* [TO DO]
All lines in which the word "components" occurs are to be extracted.

* [TASK MATERIAL]
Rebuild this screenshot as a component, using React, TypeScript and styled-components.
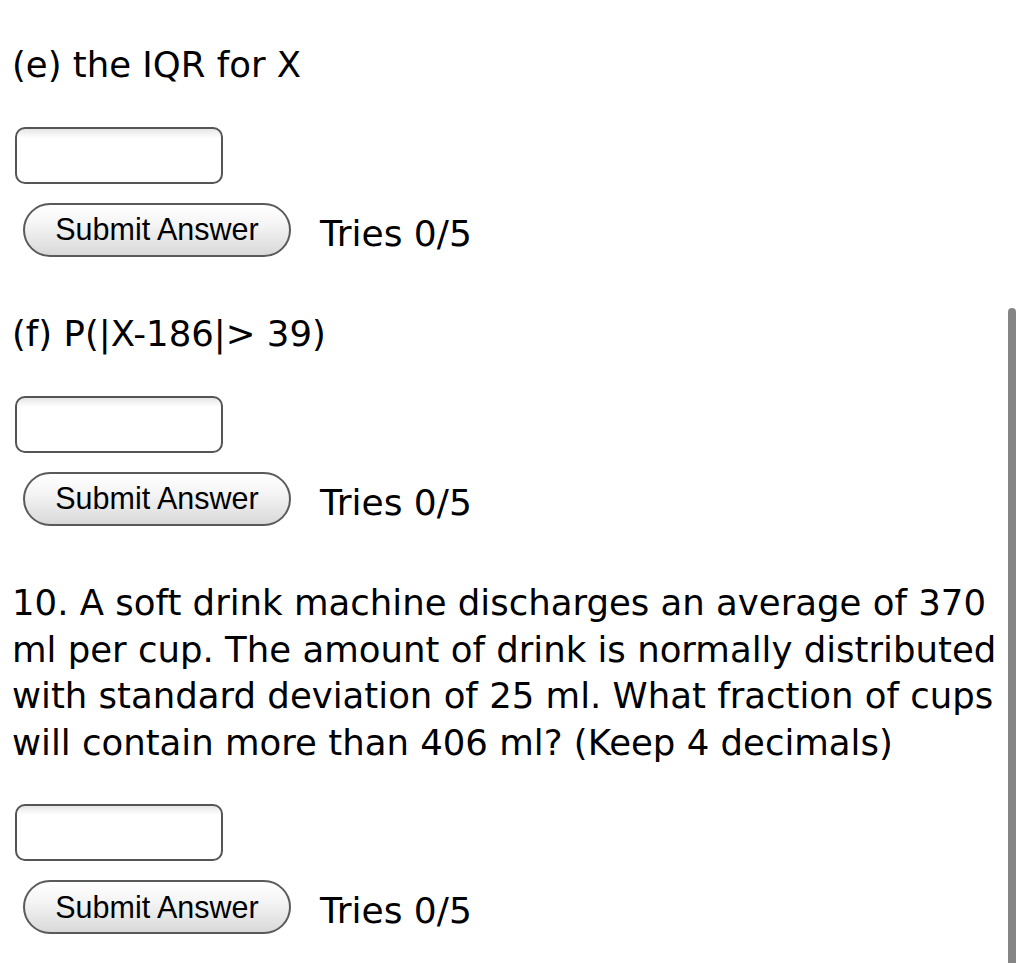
import React from "react";
import styled, { createGlobalStyle } from "styled-components";

const Global = createGlobalStyle`
  html, body { margin: 0; padding: 0; background: #ffffff; }
  body { font-family: "DejaVu Sans", Verdana, sans-serif; color: #000; }
`;

const Page = styled.div`
  padding: 42px 10px 0 12px;
  display: flex;
  flex-direction: column;
`;

const Question = styled.section`
  display: flex;
  flex-direction: column;
  margin-bottom: 54px;
`;

const Prompt = styled.p`
  margin: 0;
  font-size: 35.5px;
  line-height: 46.5px;
`;

const AnswerInput = styled.input`
  box-sizing: border-box;
  margin: 38px 0 0 3px;
  width: 208px;
  height: 57px;
  border: 2px solid #555555;
  border-radius: 10px;
  background: linear-gradient(#e6e6e6 0px, #ffffff 9px, #ffffff 100%);
  outline: none;
  font-size: 28px;
  padding: 0 10px;
`;

const ActionRow = styled.div`
  display: flex;
  align-items: center;
  gap: 29px;
  margin: 19px 0 0 11px;
`;

const SubmitButton = styled.button`
  box-sizing: border-box;
  width: 268px;
  height: 54px;
  border: 2px solid #5a5a5a;
  border-radius: 27px;
  background: linear-gradient(#ffffff 0%, #f4f4f4 40%, #d9d9d9 100%);
  font-family: "Liberation Sans", Arial, sans-serif;
  font-size: 30.5px;
  color: #000;
  padding: 0;
`;

const Tries = styled.span`
  font-size: 36px;
  line-height: 46.5px;
  margin-top: 8px;
`;

const Scrollbar = styled.div`
  position: fixed;
  top: 308px;
  bottom: 0;
  left: 1008px;
  width: 8px;
  border-radius: 4px 4px 0 0;
  background: #858585;
`;

const questions = [
  "(e) the IQR for X",
  "(f) P(|X-186|> 39)",
  "10. A soft drink machine discharges an average of 370 ml per cup. The amount of drink is normally distributed with standard deviation of 25 ml. What fraction of cups will contain more than 406 ml? (Keep 4 decimals)",
];

export default function App() {
  return (
    <>
      <Global />
      <Page>
        {questions.map((q) => (
          <Question key={q}>
            <Prompt>{q}</Prompt>
            <AnswerInput type="text" />
            <ActionRow>
              <SubmitButton type="button">Submit Answer</SubmitButton>
              <Tries>Tries 0/5</Tries>
            </ActionRow>
          </Question>
        ))}
      </Page>
      <Scrollbar />
    </>
  );
}
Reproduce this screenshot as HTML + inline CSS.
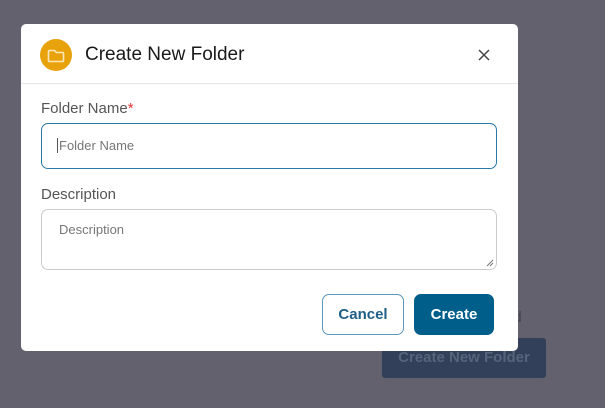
<!DOCTYPE html>
<html><head><style>
html,body{margin:0;padding:0;width:605px;height:408px;overflow:hidden;background:#62616d;font-family:"Liberation Sans",sans-serif;}
.bgbtn{position:absolute;left:382px;top:338px;width:164px;height:40px;background:#33405a;border-radius:3px;color:#56647b;font-size:15px;font-weight:bold;line-height:40px;text-align:center;}
.ed{position:absolute;left:505px;top:309px;color:#44444c;font-size:15px;}
.modal{position:absolute;left:21px;top:24px;width:497px;height:327px;background:#fff;border-radius:5px;}
.hdr{position:absolute;left:0;top:0;width:100%;height:59px;border-bottom:1px solid #e6e6e6;}
.ico{position:absolute;left:19px;top:15px;width:32px;height:32px;border-radius:50%;background:#e8a20c;}
.title{position:absolute;left:64px;top:20px;font-size:19px;color:#1a1a1a;}
.x{position:absolute;left:456px;top:24px;}
.lbl{position:absolute;left:20px;font-size:15px;color:#555;}
.in{position:absolute;left:20px;width:456px;box-sizing:border-box;border-radius:7px;font-size:13px;color:#777;}
.btn{position:absolute;top:270px;height:41px;box-sizing:border-box;border-radius:7px;font-size:15px;font-weight:bold;text-align:center;}
</style></head><body>
<div class="ed">ed</div>
<div class="bgbtn">Create New Folder</div>
<div class="modal">
 <div class="hdr">
  <div class="ico"><svg width="32" height="32" viewBox="0 0 32 32"><path d="M9.5 11.5h5l2 2h6a1 1 0 0 1 1 1v7a1 1 0 0 1-1 1h-13a1 1 0 0 1-1-1v-9a1 1 0 0 1 1-1z" fill="none" stroke="#fbe7b8" stroke-width="1.6" stroke-linejoin="round"/></svg></div>
  <div class="title">Create New Folder</div>
  <svg class="x" width="14" height="14" viewBox="0 0 14 14"><path d="M2 2L12 12M12 2L2 12" stroke="#444" stroke-width="1.5"/></svg>
 </div>
 <div class="lbl" style="top:76px">Folder Name<span style="color:#d33">*</span></div>
 <div class="in" style="top:99px;height:46px;border:1.5px solid #2a78a6;padding:14px 0 0 15px;"><span style="border-left:1.5px solid #555;padding-left:1px">Folder Name</span></div>
 <div class="lbl" style="top:162px">Description</div>
 <div class="in" style="top:185px;height:61px;border:1px solid #ccc;padding:12px 0 0 17px;">Description
  <svg style="position:absolute;right:2px;bottom:2px" width="8" height="8" viewBox="0 0 8 8"><path d="M1 7L7 1M4 7L7 4" stroke="#777" stroke-width="1"/></svg></div>
 <div class="btn" style="left:301px;width:82px;border:1.5px solid #5b97b8;color:#1f5f87;line-height:40px;">Cancel</div>
 <div class="btn" style="left:393px;width:80px;background:#005e8b;color:#fff;line-height:41px;">Create</div>
</div>
</body></html>
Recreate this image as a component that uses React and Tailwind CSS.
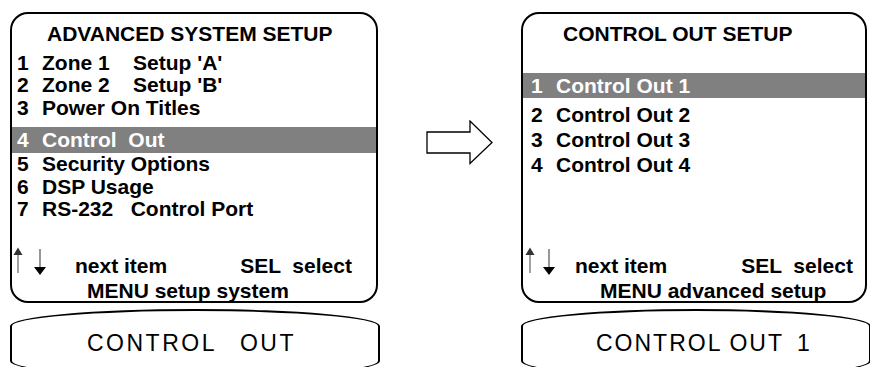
import React from "react";

function Arrows({ upX, downX }) {
  return (
    <svg width="40" height="30" viewBox="0 0 40 30" className="shrink-0 block">
      <line x1={upX} y1="6" x2={upX} y2="26" stroke="#7a7a7a" strokeWidth="1.4" />
      <path d={`M${upX - 4.5} 8 L${upX} 0.5 L${upX + 4.5} 8 Z`} fill="#333" />
      <line x1={downX} y1="2" x2={downX} y2="21" stroke="#6a6a6a" strokeWidth="1.4" />
      <path d={`M${downX - 6} 20 L${downX} 28 L${downX + 6} 20 Z`} fill="#000" />
    </svg>
  );
}

function Row({ n, children, numW }) {
  return (
    <div className="flex">
      <span className={numW}>{n}</span>
      <span className="whitespace-pre">{children}</span>
    </div>
  );
}

export default function App() {
  return (
    <div className="w-[870px] h-[367px] overflow-hidden bg-white text-black font-['Liberation_Sans',Arial,sans-serif]">
      <div className="flex pl-[10px] pt-[12px]">
        {/* LEFT COLUMN */}
        <div className="w-[370px] flex flex-col">
          <div className="w-[368px] h-[291px] border-2 border-black rounded-[18px] flex flex-col font-bold text-[21px] leading-[22.5px]">
            <div className="pt-[9px] pl-[35px]">ADVANCED SYSTEM SETUP</div>
            <div className="mt-[6px] pl-[5px]">
              <Row n="1" numW="w-[25px]">{"Zone 1    Setup 'A'"}</Row>
              <Row n="2" numW="w-[25px]">{"Zone 2    Setup 'B'"}</Row>
              <Row n="3" numW="w-[25px]">Power On Titles</Row>
            </div>
            <div className="mt-[8px] h-[26px] leading-[26px] bg-[#808080] text-white pl-[5px]">
              <Row n="4" numW="w-[25px]">{"Control  Out"}</Row>
            </div>
            <div className="pl-[5px]">
              <Row n="5" numW="w-[25px]">Security Options</Row>
              <Row n="6" numW="w-[25px]">DSP Usage</Row>
              <Row n="7" numW="w-[25px]">{"RS-232   Control Port"}</Row>
            </div>
            <div className="mt-auto flex items-end">
              <Arrows upX={6} downX={28} />
              <span className="ml-[23px]">next item</span>
              <span className="ml-[73px] whitespace-pre">{"SEL  select"}</span>
            </div>
            <div className="mt-[2.5px] -mb-[1px] pl-[75px]">MENU setup system</div>
          </div>
          <div className="mt-[6px] w-[370px] h-[69px] border-2 border-black rounded-[50%/17px] pt-[21px] pl-[75px] text-[23px] leading-[23px] tracking-[2.5px] flex">
            <span>CONTROL</span>
            <span className="ml-[23px]">OUT</span>
          </div>
        </div>

        {/* MIDDLE ARROW */}
        <div className="w-[141px] pl-[46px] pt-[108px]">
          <svg width="68" height="46" viewBox="0 0 68 46" className="block">
            <path d="M1 12 H44 V1 L66 22.5 L44 43.5 V33 H1 Z" fill="#fff" stroke="#000" strokeWidth="1.3" strokeLinejoin="miter" />
          </svg>
        </div>

        {/* RIGHT COLUMN */}
        <div className="w-[349px] flex flex-col">
          <div className="w-[346px] h-[291px] border-2 border-black rounded-[18px] flex flex-col font-bold text-[21px] leading-[22.5px]">
            <div className="pt-[9px] pl-[40px]">CONTROL OUT SETUP</div>
            <div className="mt-[27.5px] h-[25px] leading-[25px] bg-[#808080] text-white pl-[8px]">
              <Row n="1" numW="w-[25px]">Control Out 1</Row>
            </div>
            <div className="mt-[4px] pl-[8px] leading-[25px]">
              <Row n="2" numW="w-[25px]">Control Out 2</Row>
              <Row n="3" numW="w-[25px]">Control Out 3</Row>
              <Row n="4" numW="w-[25px]">Control Out 4</Row>
            </div>
            <div className="mt-auto flex items-end">
              <Arrows upX={7} downX={26} />
              <span className="ml-[12px]">next item</span>
              <span className="ml-[74px] whitespace-pre">{"SEL  select"}</span>
            </div>
            <div className="mt-[2.5px] -mb-[1px] pl-[77px]">MENU advanced setup</div>
          </div>
          <div className="mt-[6px] w-[350px] h-[69px] border-2 border-black rounded-[50%/17px] pt-[21px] pl-[73px] text-[23px] leading-[23px] tracking-[2px] flex">
            <span>CONTROL</span>
            <span className="ml-[7px]">OUT</span>
            <span className="ml-[13px]">1</span>
          </div>
        </div>
      </div>
    </div>
  );
}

* [ANSWER]
Rebuild this screenshot as a component, using React, TypeScript and styled-components.
import styled, { createGlobalStyle } from "styled-components";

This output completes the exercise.